Quick Panel Gets a Much-Needed Glow-Up
One of the more practical improvements in One UI 9 is to the Quick Panel, which now gives users greater control over the layout and the individual sizing of controls like brightness, volume, and the media player widget. Samsung has also made the brightness and volume sliders thicker for easier tapping, and the lock screen media player now displays colourful waveform animations. These are the kinds of thoughtful refinements that do not always make headlines but quietly make a phone nicer to use day after day.
Samsung DeX and Multitasking Get Smarter
Power users who rely on Samsung DeX will appreciate the multitasking improvements arriving with One UI 9. Window transfers between desktops have been made easier, and there are new desktop previews sitting at the top of the Recents screen, making it faster to jump between workspaces. For anyone who uses their Galaxy S26 as a productivity powerhouse, this is a genuinely useful quality-of-life update.

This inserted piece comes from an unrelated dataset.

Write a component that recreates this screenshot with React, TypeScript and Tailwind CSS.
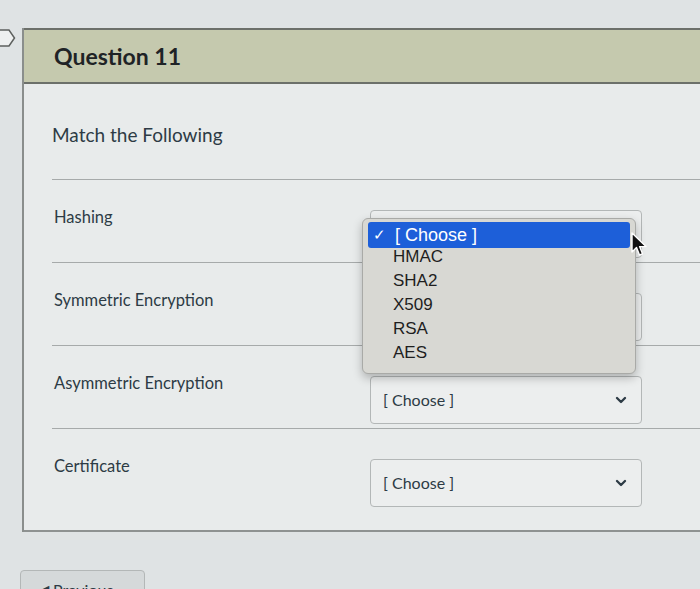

Security and Privacy Get Serious
One UI 9 takes a more proactive approach to device security. The update introduces improved detection of potentially suspicious or high-risk apps, with the ability to warn users and, in some cases, block those apps from running entirely. On the privacy front, a blue indicator now appears at the top of the screen whenever an app accesses the device’s location. Tapping that indicator opens the Quick Panel and gives users more details, a simple but effective addition that puts location tracking front and centre.
Accessibility Improvements Worth Highlighting
Samsung has also focused on accessibility in this update. One UI 9 includes speed controls for Mouse Key, a more unified TalkBack experience, and a new Text Spotlight feature that displays selected text in a cleaner floating window for easier reading. These are not flashy headline features, but for users who depend on accessibility tools, they represent meaningful progress.
Android 17 Under the Hood
Beyond Samsung’s own additions, One UI 9 brings the underlying power of Android 17. Among its platform-level changes, Android 17 lets users open any app in a floating bubble, introduces a system-level contacts picker that limits app access to only explicitly shared contacts, and makes apps more adaptive across different screen sizes. This last point is especially relevant for foldable device owners, as it discourages developers from locking apps to specific orientations.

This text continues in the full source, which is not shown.